Logro similar se tem verificado com a construção dos novos aproveitamentos hidroeléctricos, para os quais também se fala na criação de “dezenas de milhar de empregos”, escamoteando que se tratam na esmagadora maioria de empregos transitórios, na construção civil das barragens e apenas durante parte dos 4 anos que dura a de cada uma, em geral em condições de alojamento em locais isolados e com ordenados tão baixos que só tornam esses empregos atractivos a uma maioria de trabalhadores imigrantes.
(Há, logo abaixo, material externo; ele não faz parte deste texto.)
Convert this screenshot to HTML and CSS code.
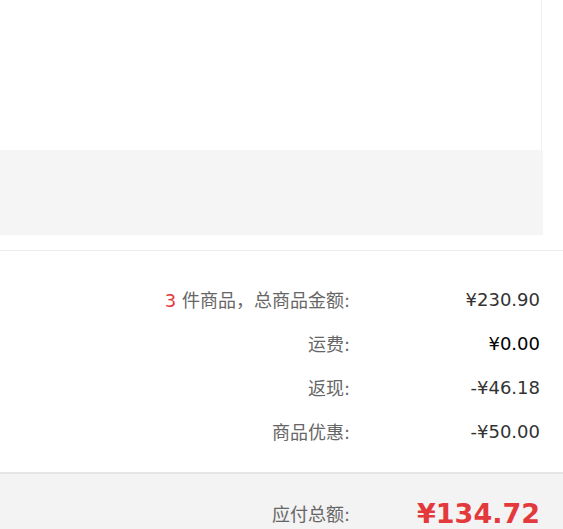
FILE: index.html
```html
<!DOCTYPE html>
<html lang="zh-CN">
<head>
    <meta charset="UTF-8">
    <meta name="viewport" content="width=device-width, initial-scale=1.0">
    <title>订单结算</title>
    <link rel="stylesheet" href="styles.css">
</head>
<body>
    <div id="order-panel">
        <div class="order-body"></div>
        <div class="order-remark"></div>
    </div>

    <div id="summary">
        <div class="summary-row">
            <span class="summary-label"><em class="count">3</em> 件商品，总商品金额:</span>
            <span class="summary-value">¥230.90</span>
        </div>
        <div class="summary-row">
            <span class="summary-label">运费:</span>
            <span class="summary-value freight">¥0.00</span>
        </div>
        <div class="summary-row">
            <span class="summary-label">返现:</span>
            <span class="summary-value">-¥46.18</span>
        </div>
        <div class="summary-row">
            <span class="summary-label">商品优惠:</span>
            <span class="summary-value">-¥50.00</span>
        </div>
    </div>

    <div id="total-bar">
        <div class="summary-row total-row">
            <span class="summary-label">应付总额:</span>
            <span class="summary-value total-price">¥134.72</span>
        </div>
    </div>
</body>
</html>
```

FILE: styles.css
```css
body {
    margin: 0;
    font-family: "DejaVu Sans", "Noto Sans CJK SC", sans-serif;
    font-size: 18px;
    color: #333;
    background-color: #fff;
    overflow: hidden;
}

#order-panel {
    width: 543px;
}

.order-body {
    height: 150px;
    width: 541px;
    border-right: 1px solid #f0f0f0;
    background-color: #fff;
}

.order-remark {
    height: 85px;
    background-color: #f5f5f5;
}

#summary {
    margin-top: 15px;
    border-top: 1px solid #ececec;
    padding: 26px 0 19px;
}

.summary-row {
    display: flex;
    justify-content: flex-end;
    align-items: center;
    height: 44px;
    padding-right: 23px;
}

.summary-label {
    color: #666;
    text-align: right;
}

.summary-label .count {
    font-style: normal;
    color: #e4393c;
}

.summary-value {
    width: 190px;
    text-align: right;
    color: #333;
}

.summary-value.freight {
    color: #000;
}

#total-bar {
    border-top: 2px solid #e6e6e6;
    background-color: #f3f3f3;
    padding-top: 25px;
    height: 31px;
}

.total-row {
    height: 28px;
}

.total-price {
    font-size: 27px;
    line-height: 1;
    font-weight: bold;
    color: #e4393c;
}
```
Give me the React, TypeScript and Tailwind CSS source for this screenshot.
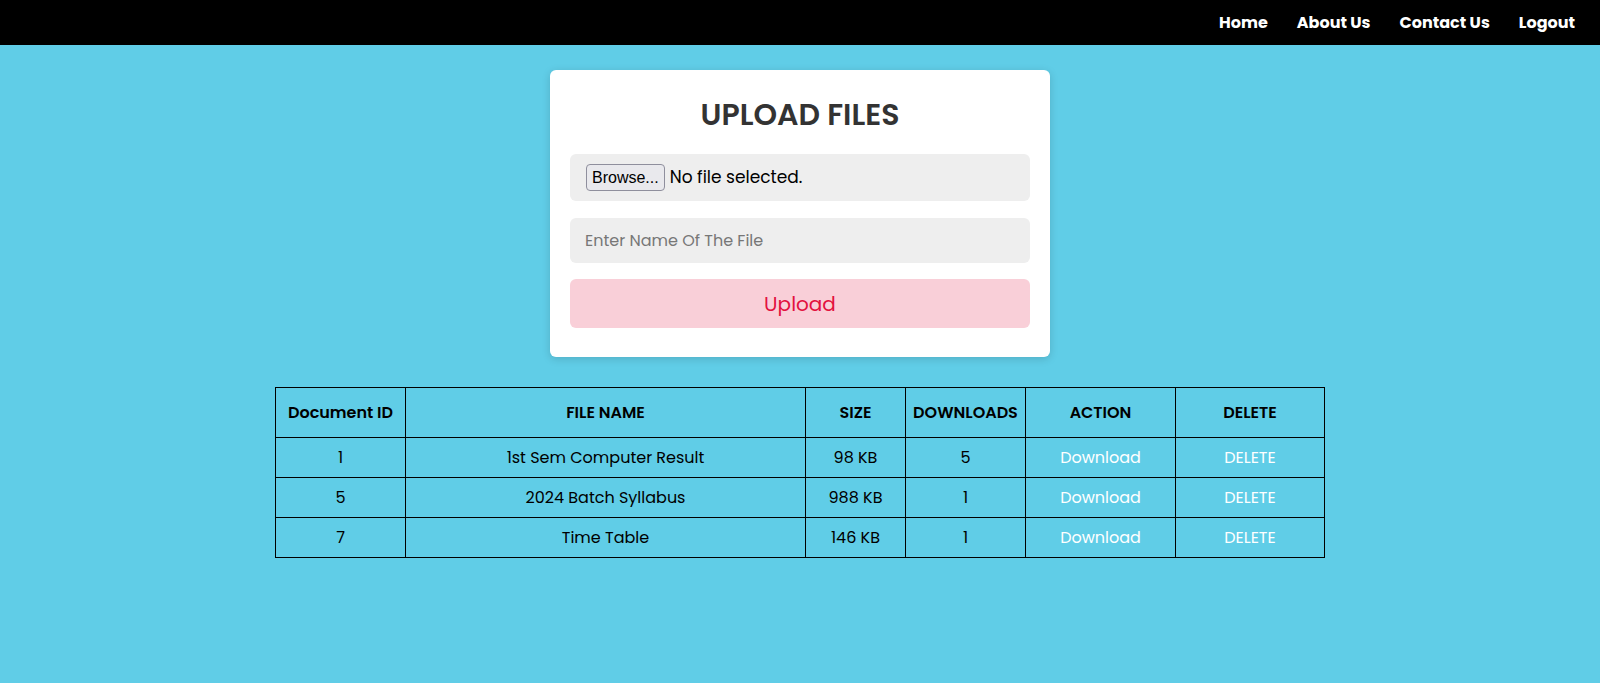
const rows = [
  { id: 1, name: "1st Sem Computer Result", size: "98 KB", downloads: 5 },
  { id: 5, name: "2024 Batch Syllabus", size: "988 KB", downloads: 1 },
  { id: 7, name: "Time Table", size: "146 KB", downloads: 1 },
];

const font = "font-['Poppins','Open_Sans',sans-serif]";

function Navbar() {
  return (
    <nav className="flex h-[45px] items-center justify-end gap-[29px] bg-black pr-[25px] text-[16px] font-bold text-white">
      <a href="#">Home</a>
      <a href="#">About Us</a>
      <a href="#">Contact Us</a>
      <a href="#">Logout</a>
    </nav>
  );
}

function UploadCard() {
  return (
    <div className="mt-[25px] w-[500px] rounded-md bg-white px-5 pt-[27px] pb-[29px] shadow-[0_2px_8px_rgba(0,0,0,0.15)]">
      <h2 className="mb-[21px] text-center text-[30px] leading-[36px] font-semibold text-[#333]">
        UPLOAD FILES
      </h2>
      <div className="flex h-[47px] items-center rounded-md bg-[#eeeeee] px-4 text-[17px] text-black">
        <button className="h-[27px] rounded-[4px] border border-[#8f8f9d] bg-[#e9e9ed] px-[5px] font-['Liberation_Sans',Arial,sans-serif] text-[16px] leading-none">
          Browse...
        </button>
        <span className="ml-[5px]">No file selected.</span>
      </div>
      <input
        className="mt-[17px] block h-[45px] w-full rounded-md bg-[#eeeeee] px-[15px] text-[16px] outline-none placeholder:text-[#777]"
        placeholder="Enter Name Of The File"
      />
      <button className="mt-[16px] block h-[49px] w-full rounded-md bg-[#f9cfd8] text-[20px] text-[#e3123f]">
        Upload
      </button>
    </div>
  );
}

function FilesTable() {
  const th = "border border-black text-[16px] font-semibold";
  const td = "border border-black";
  return (
    <table className="mt-[30px] w-[1050px] border-collapse text-center text-[16px] text-black">
      <thead>
        <tr className="h-[50px]">
          <th className={`${th} w-[130px]`}>Document ID</th>
          <th className={`${th} w-[400px]`}>FILE NAME</th>
          <th className={`${th} w-[100px]`}>SIZE</th>
          <th className={`${th} w-[120px]`}>DOWNLOADS</th>
          <th className={`${th} w-[150px]`}>ACTION</th>
          <th className={th}>DELETE</th>
        </tr>
      </thead>
      <tbody>
        {rows.map((r) => (
          <tr key={r.id} className="h-[40px]">
            <td className={td}>{r.id}</td>
            <td className={td}>{r.name}</td>
            <td className={td}>{r.size}</td>
            <td className={td}>{r.downloads}</td>
            <td className={`${td} text-white`}>
              <a href="#">Download</a>
            </td>
            <td className={`${td} text-white`}>
              <a href="#">DELETE</a>
            </td>
          </tr>
        ))}
      </tbody>
    </table>
  );
}

export default function App() {
  return (
    <div className={`min-h-[683px] bg-[#60cde7] ${font}`}>
      <Navbar />
      <main className="flex flex-col items-center">
        <UploadCard />
        <FilesTable />
      </main>
    </div>
  );
}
Em qualquer dos casos, não são empregos sustentáveis e muito menos de qualidade.
Pelo contrário, nas fileiras da biomassa, que tem um enorme peso na produção de energias renováveis no norte da Europa e que é diminuto em Portugal, nas dos biogás, nas dos Resíduos Sólidos e na dos biocombustíveis, sectores que requerem uma ocupação de mão-de-obra permanente em quantidade e que se podem articular sustentadamente com outras actividades, nomeadamente agrícolas e florestais, não tem havido “aposta”. Nem têm sido considerados os estudos que demonstram que aos empregos temporários criados na fase de investimento das instalações de energia renovável se segue a destruição de empregos duradouros resultante da subida decorrente dos custos da electricidade.